BRIEF
Output all the data exactly. Pictures do not belong in the copy.

=-=-=

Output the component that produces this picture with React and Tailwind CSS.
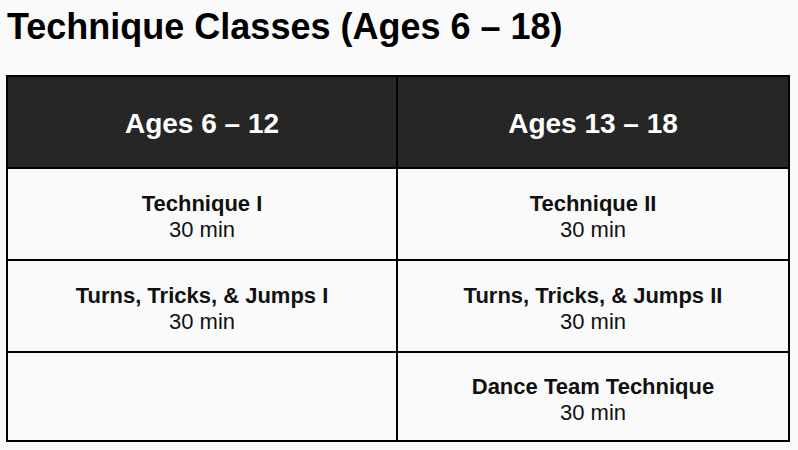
export default function App() {
  const rows = [
    [
      { name: "Technique I", time: "30 min" },
      { name: "Technique II", time: "30 min" },
    ],
    [
      { name: "Turns, Tricks, & Jumps I", time: "30 min" },
      { name: "Turns, Tricks, & Jumps II", time: "30 min" },
    ],
    [null, { name: "Dance Team Technique", time: "30 min" }],
  ]

  return (
    <div className="min-h-[450px] w-[798px] bg-[#fafafa] px-[6px] pt-[7px] font-['Liberation_Sans',Arial,sans-serif] text-black">
      <h1 className="pl-[1px] text-[36px] font-bold leading-[40px]">Technique Classes (Ages 6 – 18)</h1>

      <div className="mt-[28px] grid w-[784px] grid-cols-[388px_390px] gap-[2px] bg-black p-[2px]">
        <div className="flex h-[90px] items-center justify-center bg-[#262626] pt-[4px] text-[28px] font-bold text-white">
          Ages 6 – 12
        </div>
        <div className="flex h-[90px] items-center justify-center bg-[#262626] pt-[4px] text-[28px] font-bold text-white">
          Ages 13 – 18
        </div>

        {rows.map((row, i) =>
          row.map((cell, j) => (
            <div
              key={`${i}-${j}`}
              className={`flex flex-col items-center justify-center bg-[#fafafa] pt-[6px] text-[22px] leading-[26px] text-[#111] ${
                i === 2 ? "h-[87px]" : "h-[90px]"
              }`}
            >
              {cell && (
                <>
                  <span className="font-bold">{cell.name}</span>
                  <span>{cell.time}</span>
                </>
              )}
            </div>
          ))
        )}
      </div>
    </div>
  )
}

=-=-=

TASK RESPONSE
Output the component that produces this picture with React and Tailwind CSS.
export default function App() {
  const rows = [
    [
      { name: "Technique I", time: "30 min" },
      { name: "Technique II", time: "30 min" },
    ],
    [
      { name: "Turns, Tricks, & Jumps I", time: "30 min" },
      { name: "Turns, Tricks, & Jumps II", time: "30 min" },
    ],
    [null, { name: "Dance Team Technique", time: "30 min" }],
  ]

  return (
    <div className="min-h-[450px] w-[798px] bg-[#fafafa] px-[6px] pt-[7px] font-['Liberation_Sans',Arial,sans-serif] text-black">
      <h1 className="pl-[1px] text-[36px] font-bold leading-[40px]">Technique Classes (Ages 6 – 18)</h1>

      <div className="mt-[28px] grid w-[784px] grid-cols-[388px_390px] gap-[2px] bg-black p-[2px]">
        <div className="flex h-[90px] items-center justify-center bg-[#262626] pt-[4px] text-[28px] font-bold text-white">
          Ages 6 – 12
        </div>
        <div className="flex h-[90px] items-center justify-center bg-[#262626] pt-[4px] text-[28px] font-bold text-white">
          Ages 13 – 18
        </div>

        {rows.map((row, i) =>
          row.map((cell, j) => (
            <div
              key={`${i}-${j}`}
              className={`flex flex-col items-center justify-center bg-[#fafafa] pt-[6px] text-[22px] leading-[26px] text-[#111] ${
                i === 2 ? "h-[87px]" : "h-[90px]"
              }`}
            >
              {cell && (
                <>
                  <span className="font-bold">{cell.name}</span>
                  <span>{cell.time}</span>
                </>
              )}
            </div>
          ))
        )}
      </div>
    </div>
  )
}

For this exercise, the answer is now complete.